Every line with the string "this" should be gathered.

**** Dataset records ****

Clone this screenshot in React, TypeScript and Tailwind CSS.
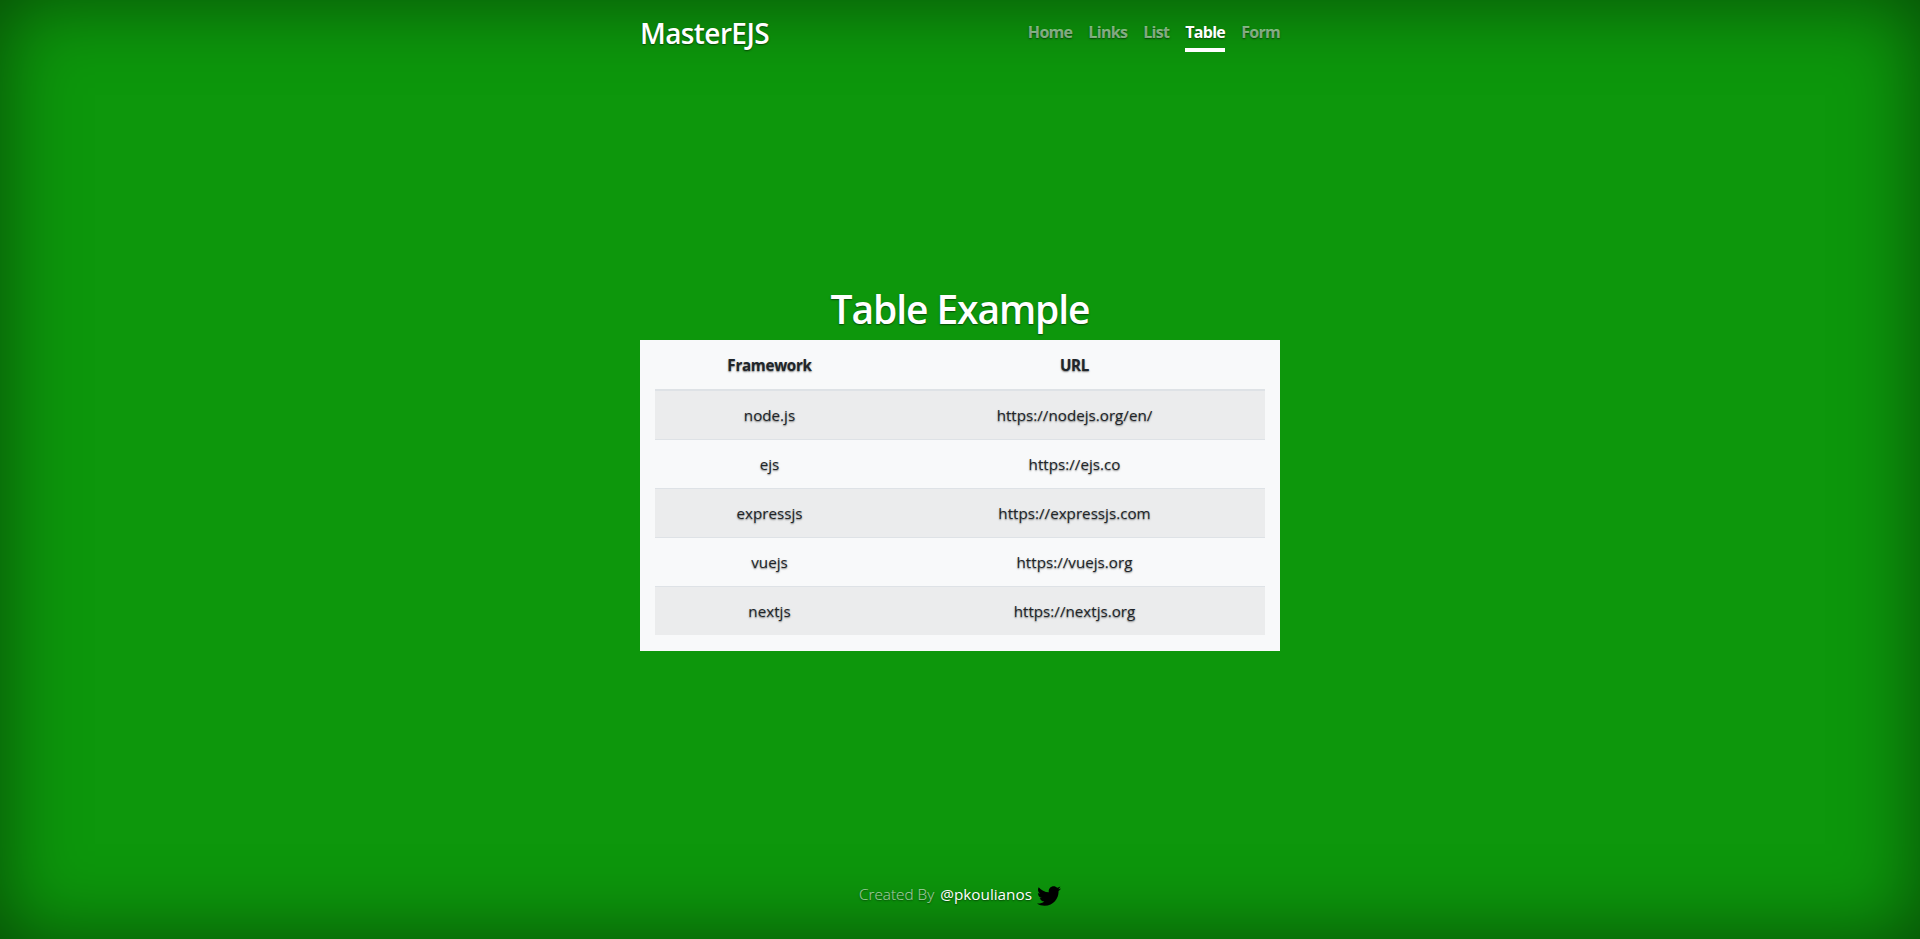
import { FaTwitter } from "react-icons/fa";

const rows = [
  ["node.js", "https://nodejs.org/en/"],
  ["ejs", "https://ejs.co"],
  ["expressjs", "https://expressjs.com"],
  ["vuejs", "https://vuejs.org"],
  ["nextjs", "https://nextjs.org"],
];

const navLink = "block py-1 border-b-4 font-bold ml-4 first:ml-0";

export default function App() {
  return (
    <div className="h-screen bg-[#0d970c] text-white text-center shadow-[inset_0_0_80px_rgba(0,0,0,0.5)] [text-shadow:0_0.8px_1.6px_rgba(0,0,0,0.5)] font-['Open_Sans','Noto_Sans',sans-serif] text-base leading-6">
      <div className="mx-auto flex h-full w-[672px] flex-col p-4">
        <header className="mb-auto flex items-start justify-between">
          <h3 className="text-[28px] leading-[34px] font-semibold tracking-[-0.6px]">MasterEJS</h3>
          <nav className="flex text-[16px] tracking-[-0.7px]">
            <a className={`${navLink} border-transparent text-white/50`}>Home</a>
            <a className={`${navLink} border-transparent text-white/50`}>Links</a>
            <a className={`${navLink} border-transparent text-white/50`}>List</a>
            <a className={`${navLink} border-white text-white`}>Table</a>
            <a className={`${navLink} border-transparent text-white/50`}>Form</a>
          </nav>
        </header>
        <main>
          <h1 className="mb-[6px] text-[39px] leading-[50px] font-semibold tracking-[-1.1px]">Table Example</h1>
          <div className="bg-[#f8f9fa] px-[15px] pb-4 text-[#212529] text-[15.2px] font-normal">
            <table className="w-full border-collapse">
              <thead>
                <tr>
                  <th className="w-[229px] border-t border-b-2 border-t-[#f8f9fa] border-b-[#dee2e6] p-3 align-bottom font-bold tracking-[-0.3px]">Framework</th>
                  <th className="border-t border-b-2 border-t-[#f8f9fa] border-b-[#dee2e6] p-3 align-bottom font-bold tracking-[-0.3px]">URL</th>
                </tr>
              </thead>
              <tbody>
                {rows.map(([a, b], i) => (
                  <tr key={a} className={i % 2 === 0 ? "bg-black/5" : ""}>
                    <td className={`${i === 0 ? "" : "border-t border-[#dee2e6]"} p-3`}>{a}</td>
                    <td className={`${i === 0 ? "" : "border-t border-[#dee2e6]"} p-3`}>{b}</td>
                  </tr>
                ))}
              </tbody>
            </table>
          </div>
        </main>
        <footer className="mt-auto flex justify-center pb-[15px] text-[15.3px] font-light">
          <span className="-mt-px text-white/65">Created By</span>
          <a className="-mt-px ml-[6px] font-normal text-white">@pkoulianos</a>
          <FaTwitter className="ml-[5px] mt-[1px] text-[24px] text-black" />
        </footer>
      </div>
    </div>
  );
}
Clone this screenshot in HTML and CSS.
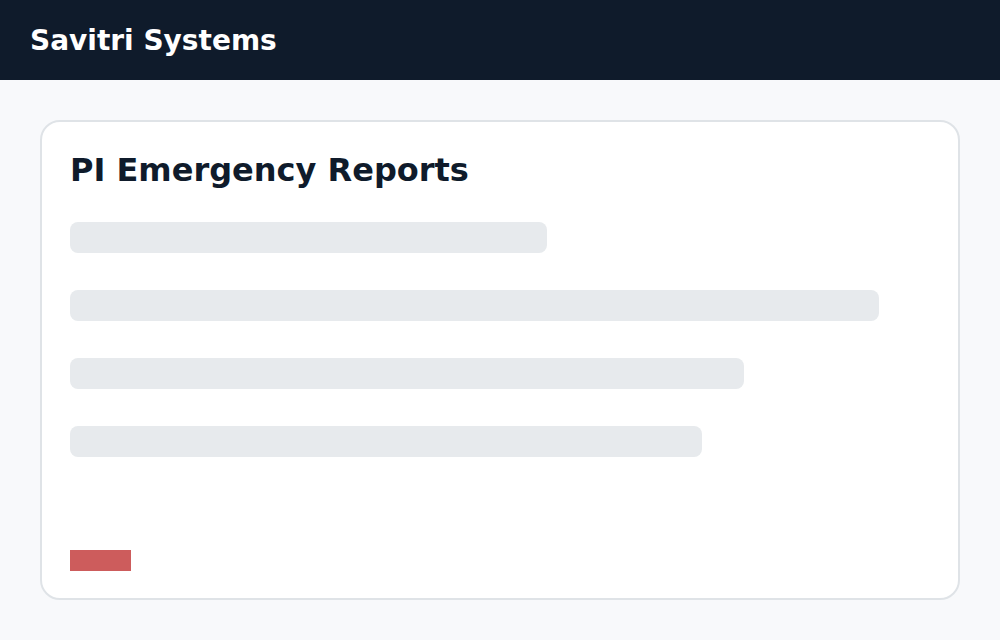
FILE: index.html
```html
<!DOCTYPE html>
<html lang="en">

<head>
  <meta charset="UTF-8" />
  <meta name="viewport" content="width=device-width, initial-scale=1.0"/>
  <title>Savitri Systems</title>
  <link rel="stylesheet" href="styles.css">
</head>

<body>
  <header class="topbar">
    <div class="brand">Savitri Systems</div>
  </header>

  <main class="main">
    <section class="card">
      <h1 class="card-title">PI Emergency Reports</h1>
      <div class="skeleton-list">
        <div class="skeleton" style="width: 477px"></div>
        <div class="skeleton" style="width: 809px"></div>
        <div class="skeleton" style="width: 674px"></div>
        <div class="skeleton" style="width: 632px"></div>
      </div>
      <div class="alert-chip"></div>
    </section>
  </main>
</body>

</html>
```

FILE: styles.css
```css
* {
  margin: 0;
  padding: 0;
  box-sizing: border-box;
}

:root {
  --navy: #0f1b2b;
  --page: #f8f9fb;
  --card: #ffffff;
  --line: #dfe3e7;
  --skeleton: #e7eaed;
  --danger: #cd5c5c;
}

body {
  font-family: 'DejaVu Sans', Verdana, sans-serif;
  background-color: var(--page);
  color: var(--navy);
}

.topbar {
  height: 80px;
  background-color: var(--navy);
  display: flex;
  align-items: center;
  padding: 0 30px;
}

.brand {
  color: #ffffff;
  font-size: 28px;
  font-weight: bold;
  line-height: 34px;
  padding-top: 2px;
}

.main {
  padding: 40px;
}

.card {
  height: 480px;
  background-color: var(--card);
  border: 2px solid var(--line);
  border-radius: 20px;
  padding: 29px 28px 27px;
  display: flex;
  flex-direction: column;
}

.card-title {
  font-size: 32px;
  font-weight: bold;
  line-height: 38px;
  margin-bottom: 33px;
}

.skeleton-list {
  display: flex;
  flex-direction: column;
  gap: 37px;
}

.skeleton {
  height: 31px;
  border-radius: 8px;
  background-color: var(--skeleton);
}

.alert-chip {
  margin-top: auto;
  width: 61px;
  height: 21px;
  background-color: var(--danger);
}
```
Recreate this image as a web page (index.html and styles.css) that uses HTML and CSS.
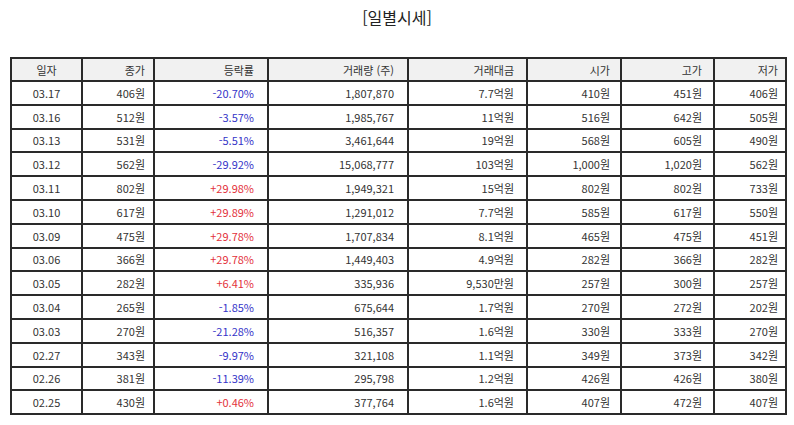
FILE: index.html
```html
<!DOCTYPE html>
<html lang="ko">
<head>
<meta charset="utf-8">
<title>일별시세</title>
<link rel="stylesheet" href="styles.css">
</head>
<body>
<h1 class="title">[일별시세]</h1>
<table class="quotes">
  <colgroup>
    <col class="c1"><col class="c2"><col class="c3"><col class="c4"><col class="c5"><col class="c6"><col class="c7"><col class="c8">
  </colgroup>
  <thead>
    <tr><th class="date">일자</th><th class="close">종가</th><th class="rate">등락률</th><th class="vol">거래량 (주)</th><th class="amt">거래대금</th><th class="open">시가</th><th class="high">고가</th><th class="low">저가</th></tr>
  </thead>
  <tbody>
    <tr><td class="date">03.17</td><td class="close">406원</td><td class="rate down">-20.70%</td><td class="vol">1,807,870</td><td class="amt">7.7억원</td><td class="open">410원</td><td class="high">451원</td><td class="low">406원</td></tr>
    <tr><td class="date">03.16</td><td class="close">512원</td><td class="rate down">-3.57%</td><td class="vol">1,985,767</td><td class="amt">11억원</td><td class="open">516원</td><td class="high">642원</td><td class="low">505원</td></tr>
    <tr><td class="date">03.13</td><td class="close">531원</td><td class="rate down">-5.51%</td><td class="vol">3,461,644</td><td class="amt">19억원</td><td class="open">568원</td><td class="high">605원</td><td class="low">490원</td></tr>
    <tr><td class="date">03.12</td><td class="close">562원</td><td class="rate down">-29.92%</td><td class="vol">15,068,777</td><td class="amt">103억원</td><td class="open">1,000원</td><td class="high">1,020원</td><td class="low">562원</td></tr>
    <tr><td class="date">03.11</td><td class="close">802원</td><td class="rate up">+29.98%</td><td class="vol">1,949,321</td><td class="amt">15억원</td><td class="open">802원</td><td class="high">802원</td><td class="low">733원</td></tr>
    <tr><td class="date">03.10</td><td class="close">617원</td><td class="rate up">+29.89%</td><td class="vol">1,291,012</td><td class="amt">7.7억원</td><td class="open">585원</td><td class="high">617원</td><td class="low">550원</td></tr>
    <tr><td class="date">03.09</td><td class="close">475원</td><td class="rate up">+29.78%</td><td class="vol">1,707,834</td><td class="amt">8.1억원</td><td class="open">465원</td><td class="high">475원</td><td class="low">451원</td></tr>
    <tr><td class="date">03.06</td><td class="close">366원</td><td class="rate up">+29.78%</td><td class="vol">1,449,403</td><td class="amt">4.9억원</td><td class="open">282원</td><td class="high">366원</td><td class="low">282원</td></tr>
    <tr><td class="date">03.05</td><td class="close">282원</td><td class="rate up">+6.41%</td><td class="vol">335,936</td><td class="amt">9,530만원</td><td class="open">257원</td><td class="high">300원</td><td class="low">257원</td></tr>
    <tr><td class="date">03.04</td><td class="close">265원</td><td class="rate down">-1.85%</td><td class="vol">675,644</td><td class="amt">1.7억원</td><td class="open">270원</td><td class="high">272원</td><td class="low">202원</td></tr>
    <tr><td class="date">03.03</td><td class="close">270원</td><td class="rate down">-21.28%</td><td class="vol">516,357</td><td class="amt">1.6억원</td><td class="open">330원</td><td class="high">333원</td><td class="low">270원</td></tr>
    <tr><td class="date">02.27</td><td class="close">343원</td><td class="rate down">-9.97%</td><td class="vol">321,108</td><td class="amt">1.1억원</td><td class="open">349원</td><td class="high">373원</td><td class="low">342원</td></tr>
    <tr><td class="date">02.26</td><td class="close">381원</td><td class="rate down">-11.39%</td><td class="vol">295,798</td><td class="amt">1.2억원</td><td class="open">426원</td><td class="high">426원</td><td class="low">380원</td></tr>
    <tr><td class="date">02.25</td><td class="close">430원</td><td class="rate up">+0.46%</td><td class="vol">377,764</td><td class="amt">1.6억원</td><td class="open">407원</td><td class="high">472원</td><td class="low">407원</td></tr>
  </tbody>
</table>
</body>
</html>
```
FILE: styles.css
```css
html, body {
  margin: 0;
  padding: 0;
  background: #ffffff;
}
body {
  font-family: "Noto Sans CJK KR", "Noto Sans", sans-serif;
  color: #333333;
}
.title {
  margin: 5px 0 0 0;
  height: 24px;
  line-height: 24px;
  font-size: 16px;
  font-weight: normal;
  text-align: center;
  color: #222222;
}
.quotes {
  margin: 28px 0 0 10px;
  width: 776px;
  table-layout: fixed;
  border-collapse: collapse;
  font-size: 11px;
}
.c1 { width: 71px; }
.c2 { width: 72px; }
.c3 { width: 114px; }
.c4 { width: 140px; }
.c5 { width: 119px; }
.c6 { width: 94px; }
.c7 { width: 93px; }
.c8 { width: 72px; }
.quotes th,
.quotes td {
  border: 2px solid #2a2a2a;
  padding: 0 10px 0 0;
  text-align: right;
  font-weight: normal;
  white-space: nowrap;
  line-height: 14px;
}
.quotes th {
  height: 21px;
  background: #f1f1f1;
  color: #333333;
}
.quotes td {
  height: 21.8px;
}
.quotes .date { text-align: center; padding: 0; }
.quotes .close { padding-right: 8px; }
.quotes .rate { padding-right: 13px; }
.quotes .vol { padding-right: 13px; }
.quotes .amt { padding-right: 12px; }
.quotes .open { padding-right: 10px; }
.quotes .high { padding-right: 11px; }
.quotes .low { padding-right: 7px; }
.quotes .down { color: #3434c8; }
.quotes .up { color: #e3323b; }
```
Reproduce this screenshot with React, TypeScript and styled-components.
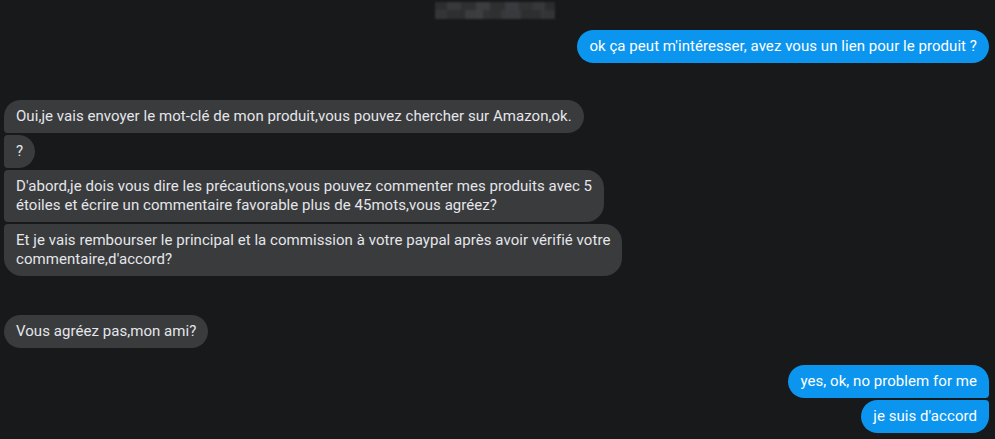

****

[The solution]
Clone this screenshot in React, TypeScript and Tailwind CSS.
Clone this screenshot in HTML and CSS.
Recreate this image as a web page (index.html and styles.css) that uses HTML and CSS.
Reproduce this screenshot with React, TypeScript and styled-components.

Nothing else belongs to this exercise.